*INSTRUCTIONS TO FOLLOW*: Pick out each line with the word "page" from the material that follows.
= = =
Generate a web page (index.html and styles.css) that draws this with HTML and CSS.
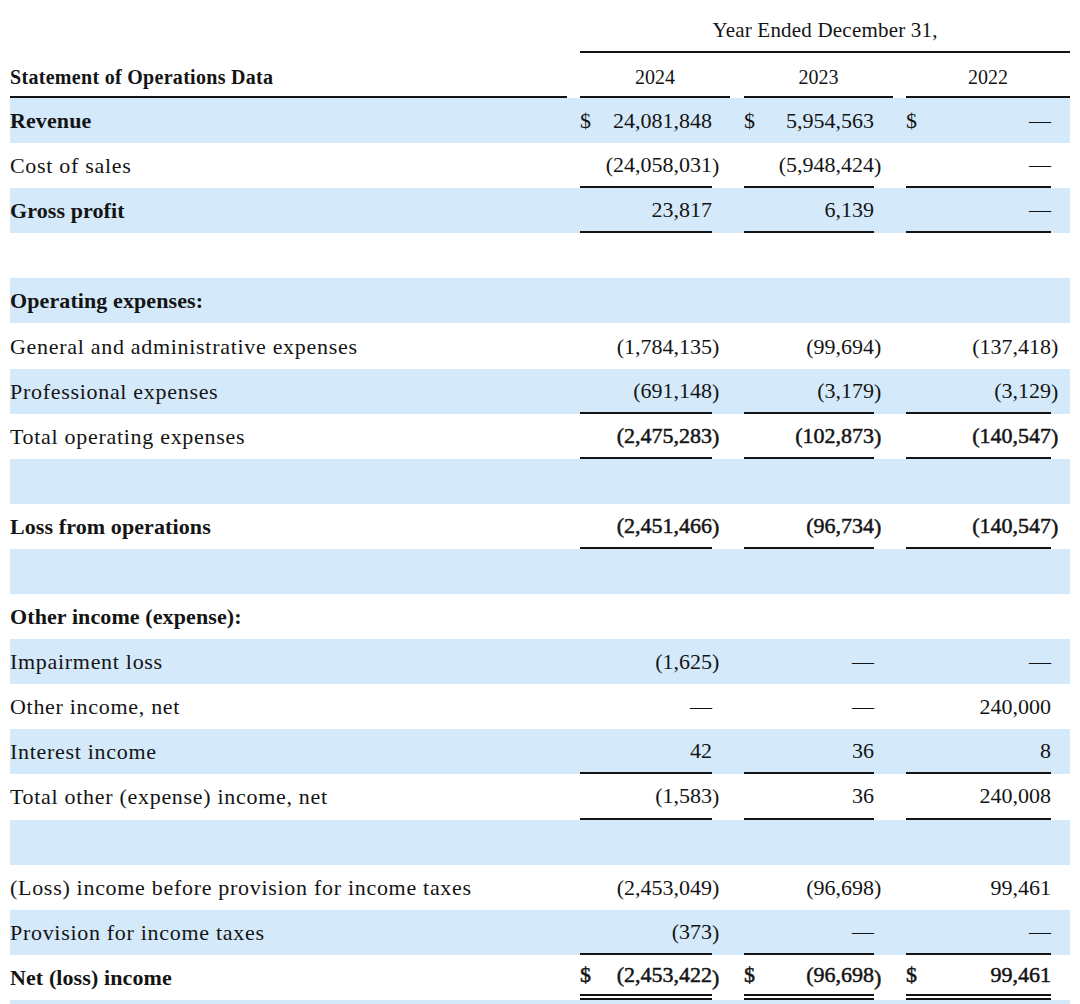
FILE: index.html
```html
<!DOCTYPE html>
<html lang="en">
<head>
<meta charset="utf-8">
<title>Statement of Operations Data</title>
<link rel="stylesheet" href="styles.css">
</head>
<body>
<table class="fin">
  <colgroup>
    <col class="c-label"><col class="c-gap1">
    <col class="c-dol"><col class="c-v24"><col class="c-p24"><col class="c-gap2">
    <col class="c-dol"><col class="c-v23"><col class="c-p23"><col class="c-gap1">
    <col class="c-dol"><col class="c-v22"><col class="c-p22">
  </colgroup>
  <thead>
    <tr class="h-top">
      <th colspan="2"></th>
      <th colspan="11" class="period">Year Ended December 31,</th>
    </tr>
    <tr class="h-years">
      <th class="stmt">Statement of Operations Data</th>
      <th></th>
      <th colspan="3" class="year">2024</th>
      <th></th>
      <th colspan="3" class="year">2023</th>
      <th></th>
      <th colspan="3" class="year">2022</th>
    </tr>
  </thead>
  <tbody>
    <tr class="alt strong">
      <td class="label">Revenue</td><td></td>
      <td class="dol">$</td><td class="val">24,081,848</td><td class="par"></td><td></td>
      <td class="dol">$</td><td class="val">5,954,563</td><td class="par"></td><td></td>
      <td class="dol">$</td><td class="val">—</td><td class="par"></td>
    </tr>
    <tr class="ul">
      <td class="label">Cost of sales</td><td></td>
      <td class="dol"></td><td class="val">(24,058,031</td><td class="par">)</td><td></td>
      <td class="dol"></td><td class="val">(5,948,424</td><td class="par">)</td><td></td>
      <td class="dol"></td><td class="val">—</td><td class="par"></td>
    </tr>
    <tr class="alt strong ul">
      <td class="label">Gross profit</td><td></td>
      <td class="dol"></td><td class="val">23,817</td><td class="par"></td><td></td>
      <td class="dol"></td><td class="val">6,139</td><td class="par"></td><td></td>
      <td class="dol"></td><td class="val">—</td><td class="par"></td>
    </tr>
    <tr class="blank"><td colspan="13"></td></tr>
    <tr class="alt strong">
      <td class="label">Operating expenses:</td><td colspan="12"></td>
    </tr>
    <tr>
      <td class="label">General and administrative expenses</td><td></td>
      <td class="dol"></td><td class="val">(1,784,135</td><td class="par">)</td><td></td>
      <td class="dol"></td><td class="val">(99,694</td><td class="par">)</td><td></td>
      <td class="dol"></td><td class="val">(137,418</td><td class="par">)</td>
    </tr>
    <tr class="alt ul">
      <td class="label">Professional expenses</td><td></td>
      <td class="dol"></td><td class="val">(691,148</td><td class="par">)</td><td></td>
      <td class="dol"></td><td class="val">(3,179</td><td class="par">)</td><td></td>
      <td class="dol"></td><td class="val">(3,129</td><td class="par">)</td>
    </tr>
    <tr class="ul boldnum">
      <td class="label">Total operating expenses</td><td></td>
      <td class="dol"></td><td class="val">(2,475,283</td><td class="par">)</td><td></td>
      <td class="dol"></td><td class="val">(102,873</td><td class="par">)</td><td></td>
      <td class="dol"></td><td class="val">(140,547</td><td class="par">)</td>
    </tr>
    <tr class="alt blank"><td colspan="13"></td></tr>
    <tr class="strong ul boldnum">
      <td class="label">Loss from operations</td><td></td>
      <td class="dol"></td><td class="val">(2,451,466</td><td class="par">)</td><td></td>
      <td class="dol"></td><td class="val">(96,734</td><td class="par">)</td><td></td>
      <td class="dol"></td><td class="val">(140,547</td><td class="par">)</td>
    </tr>
    <tr class="alt blank"><td colspan="13"></td></tr>
    <tr class="strong">
      <td class="label">Other income (expense):</td><td colspan="12"></td>
    </tr>
    <tr class="alt">
      <td class="label">Impairment loss</td><td></td>
      <td class="dol"></td><td class="val">(1,625</td><td class="par">)</td><td></td>
      <td class="dol"></td><td class="val">—</td><td class="par"></td><td></td>
      <td class="dol"></td><td class="val">—</td><td class="par"></td>
    </tr>
    <tr>
      <td class="label">Other income, net</td><td></td>
      <td class="dol"></td><td class="val">—</td><td class="par"></td><td></td>
      <td class="dol"></td><td class="val">—</td><td class="par"></td><td></td>
      <td class="dol"></td><td class="val">240,000</td><td class="par"></td>
    </tr>
    <tr class="alt ul">
      <td class="label">Interest income</td><td></td>
      <td class="dol"></td><td class="val">42</td><td class="par"></td><td></td>
      <td class="dol"></td><td class="val">36</td><td class="par"></td><td></td>
      <td class="dol"></td><td class="val">8</td><td class="par"></td>
    </tr>
    <tr class="ul">
      <td class="label">Total other (expense) income, net</td><td></td>
      <td class="dol"></td><td class="val">(1,583</td><td class="par">)</td><td></td>
      <td class="dol"></td><td class="val">36</td><td class="par"></td><td></td>
      <td class="dol"></td><td class="val">240,008</td><td class="par"></td>
    </tr>
    <tr class="alt blank"><td colspan="13"></td></tr>
    <tr>
      <td class="label">(Loss) income before provision for income taxes</td><td></td>
      <td class="dol"></td><td class="val">(2,453,049</td><td class="par">)</td><td></td>
      <td class="dol"></td><td class="val">(96,698</td><td class="par">)</td><td></td>
      <td class="dol"></td><td class="val">99,461</td><td class="par"></td>
    </tr>
    <tr class="alt ul">
      <td class="label">Provision for income taxes</td><td></td>
      <td class="dol"></td><td class="val">(373</td><td class="par">)</td><td></td>
      <td class="dol"></td><td class="val">—</td><td class="par"></td><td></td>
      <td class="dol"></td><td class="val">—</td><td class="par"></td>
    </tr>
    <tr class="strong dbl boldnum">
      <td class="label">Net (loss) income</td><td></td>
      <td class="dol">$</td><td class="val">(2,453,422</td><td class="par">)</td><td></td>
      <td class="dol">$</td><td class="val">(96,698</td><td class="par">)</td><td></td>
      <td class="dol">$</td><td class="val">99,461</td><td class="par"></td>
    </tr>
    <tr class="alt blank"><td colspan="13"></td></tr>
  </tbody>
</table>
</body>
</html>
```

FILE: styles.css
```css
html, body {
  margin: 0;
  padding: 0;
  background: #ffffff;
}

body {
  padding-left: 10px;
  color: #141414;
  font-family: "Liberation Serif", "Times New Roman", serif;
}

.fin {
  width: 1060px;
  table-layout: fixed;
  border-collapse: separate;
  border-spacing: 0;
}

.c-label { width: 557px; }
.c-gap1 { width: 13px; }
.c-gap2 { width: 14px; }
.c-dol { width: 20px; }
.c-v24 { width: 112px; }
.c-p24 { width: 18px; }
.c-v23 { width: 110px; }
.c-p23 { width: 19px; }
.c-v22 { width: 125px; }
.c-p22 { width: 19px; }

.fin th,
.fin td {
  padding: 0;
  white-space: nowrap;
  overflow: visible;
}

/* header */
.h-top { height: 53px; }
.h-top th {
  vertical-align: middle;
  padding-top: 9px;
}
.period {
  font-weight: normal;
  font-size: 21px;
  letter-spacing: 0.2px;
  text-align: center;
  border-bottom: 2px solid #141414;
}

.h-years { height: 45px; }
.h-years th {
  vertical-align: middle;
  padding-top: 5px;
}
.stmt {
  text-align: left;
  font-weight: bold;
  font-size: 20px;
  letter-spacing: 0.3px;
  padding-left: 1px;
  border-bottom: 2px solid #141414;
}
.year {
  font-weight: normal;
  font-size: 20px;
  text-align: center;
  border-bottom: 2px solid #141414;
}

/* body rows */
.fin tbody tr { height: 45.1px; }
.fin tbody td {
  vertical-align: middle;
  font-size: 22px;
  line-height: 25px;
}
.alt td { background: #d4e9f9; }

.label {
  padding-left: 1px;
  letter-spacing: 0.7px;
}
.strong .label {
  font-weight: bold;
  letter-spacing: 0.1px;
}

.dol {
  text-align: left;
  padding-left: 3px;
}
.val { text-align: right; }
.par { text-align: left; }

.boldnum .dol,
.boldnum .val,
.boldnum .par {
  -webkit-text-stroke: 0.5px #141414;
}

.ul .dol,
.ul .val { border-bottom: 2px solid #141414; }

.dbl .dol,
.dbl .val { border-bottom: 6px double #141414; }
```
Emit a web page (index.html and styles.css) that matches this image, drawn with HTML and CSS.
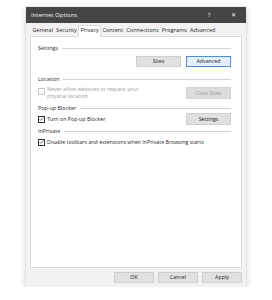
FILE: index.html
```html
<!DOCTYPE html>
<html>
<head>
<meta charset="utf-8">
<link rel="stylesheet" href="styles.css">
</head>
<body>
<div class="window">
  <div class="titlebar">
    <span class="title">Internet Options</span>
    <span class="help">?</span>
    <span class="close">✕</span>
  </div>
  <div class="tabs">
    <span class="tab">General</span>
    <span class="tab">Security</span>
    <span class="tab active">Privacy</span>
    <span class="tab">Content</span>
    <span class="tab">Connections</span>
    <span class="tab">Programs</span>
    <span class="tab">Advanced</span>
  </div>
  <div class="panel">
    <div class="group-label"><span>Settings</span><i class="rule"></i></div>
    <div class="btn-row">
      <button class="btn">Sites</button>
      <button class="btn default">Advanced</button>
    </div>

    <div class="group-label g-location"><span>Location</span><i class="rule"></i></div>
    <div class="opt-row loc-row">
      <label class="check disabled">
        <span class="box"></span>
        <span class="lbl">Never allow websites to request your<br>physical location</span>
      </label>
      <button class="btn disabled-btn">Clear Sites</button>
    </div>

    <div class="group-label g-popup"><span>Pop-up Blocker</span><i class="rule"></i></div>
    <div class="opt-row popup-row">
      <label class="check">
        <span class="box"><svg viewBox="0 0 8 8" width="6" height="6"><path d="M1 4.2 L3 6.2 L7 1.5" fill="none" stroke="#222" stroke-width="1"/></svg></span>
        <span class="lbl">Turn on Pop-up Blocker</span>
      </label>
      <button class="btn">Settings</button>
    </div>

    <div class="group-label g-inprivate"><span>InPrivate</span><i class="rule"></i></div>
    <div class="opt-row inp-row">
      <label class="check">
        <span class="box"><svg viewBox="0 0 8 8" width="6" height="6"><path d="M1 4.2 L3 6.2 L7 1.5" fill="none" stroke="#222" stroke-width="1"/></svg></span>
        <span class="lbl">Disable toolbars and extensions when InPrivate Browsing starts</span>
      </label>
    </div>
  </div>
  <div class="footer">
    <button class="btn fbtn">OK</button>
    <button class="btn fbtn">Cancel</button>
    <button class="btn fbtn">Apply</button>
  </div>
</div>
</body>
</html>
```
FILE: styles.css
```css
* { box-sizing: border-box; }
html, body { margin: 0; padding: 0; background: #fff; }
body {
  font-family: "Open Sans", "Noto Sans", sans-serif;
  font-size: 5.3px;
  color: #262626;
}
.window {
  margin: 7px 0 0 26px;
  width: 220px;
  height: 280px;
  background: #f2f2f2;
  box-shadow: 0 2px 8px rgba(0,0,0,0.18), 0 0 1px rgba(0,0,0,0.2);
  display: flex;
  flex-direction: column;
}
.titlebar {
  height: 16px;
  background: #454545;
  color: #f4f4f4;
  display: flex;
  align-items: center;
  padding: 0 0 0 5px;
  font-size: 6px;
}
.title { flex: 1; }
.help { width: 10px; text-align: center; margin-right: 14px; }
.close { width: 10px; text-align: center; margin-right: 8px; }
.tabs {
  height: 13px;
  display: flex;
  align-items: flex-end;
  padding-left: 5px;
  font-size: 5.6px;
}
.tab {
  padding: 0 1.5px 2px;
  height: 10px;
  display: flex;
  align-items: center;
}
.tab.active {
  background: #fff;
  border: 1px solid #dadada;
  border-bottom: none;
  height: 12px;
  padding: 0 1px 4px;
  margin-bottom: -1px;
  position: relative;
  z-index: 1;
}
.panel {
  margin: 0 4px;
  height: 232px;
  background: #fff;
  border: 1px solid #dadada;
  padding: 7px 10px 0 7px;
  display: flex;
  flex-direction: column;
}
.group-label {
  display: flex;
  align-items: center;
  height: 8px;
  gap: 4px;
  color: #1f1f1f;
  font-size: 5.4px;
}
.rule { flex: 1; height: 1px; background: #d4d4d4; display: block; }
.btn {
  font-family: inherit;
  font-size: 5.3px;
  color: #222;
  background: #e1e1e1;
  border: 1px solid #cfcfcf;
  height: 11px;
  padding: 0;
  margin: 0;
  line-height: 9px;
}
.btn-row {
  display: flex;
  justify-content: flex-end;
  gap: 5px;
  margin-top: 4px;
}
.btn-row .btn { width: 45px; }
.btn.default { border-color: #4a8fd8; background: #e5f0fb; }
.g-location { margin-top: 8px; }
.opt-row {
  display: flex;
  align-items: center;
  justify-content: space-between;
}
.loc-row { margin-top: 3px; }
.disabled-btn { width: 45px; height: 12px; color: #9a9a9a; background: #dcdcdc; border-color: #d4d4d4; }
.check { display: flex; align-items: center; gap: 2px; }
.box {
  width: 7px; height: 7px;
  border: 1px solid #333;
  display: flex; align-items: center; justify-content: center;
  background: #fff;
  flex: none;
}
.check.disabled { color: #9c9c9c; align-items: flex-start; }
.check.disabled .box { border-color: #c6c6c6; margin-top: 2px; }
.check.disabled .lbl { line-height: 7px; }
.g-popup { margin-top: 4px; }
.popup-row { margin-top: 1px; }
.popup-row .btn { width: 45px; height: 12px; }
.g-inprivate { margin-top: 2px; }
.inp-row { margin-top: 3px; }
.footer {
  flex: 1;
  display: flex;
  justify-content: flex-end;
  align-items: flex-start;
  gap: 4px;
  padding: 4px 4px 0 0;
}
.fbtn { width: 40px; height: 11px; }
```
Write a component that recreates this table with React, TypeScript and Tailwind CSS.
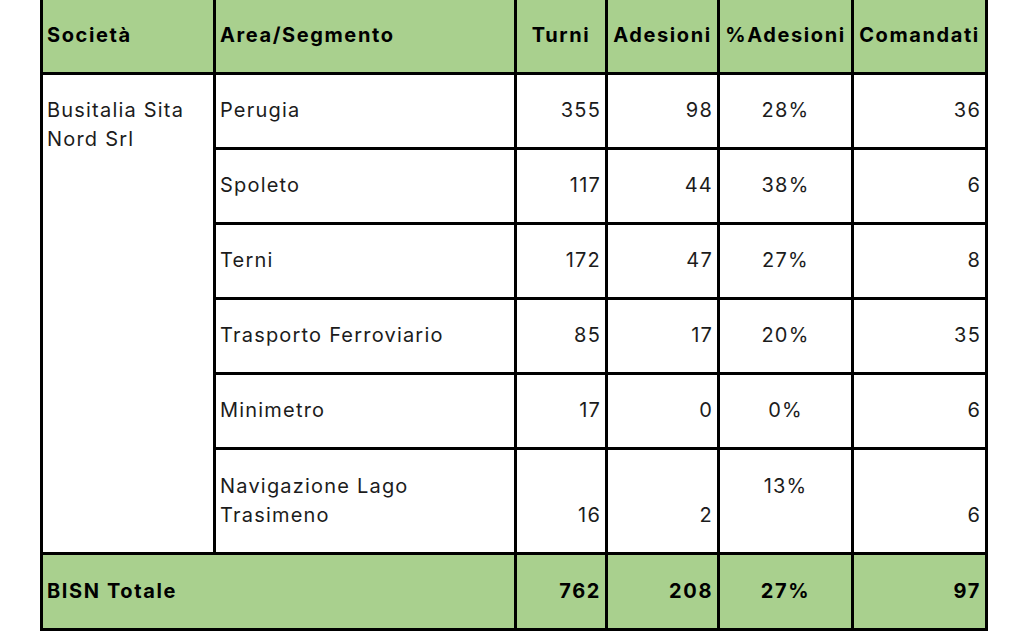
= = =
*TASK SOLUTION*:
Generate a web page (index.html and styles.css) that draws this with HTML and CSS.
Emit a web page (index.html and styles.css) that matches this image, drawn with HTML and CSS.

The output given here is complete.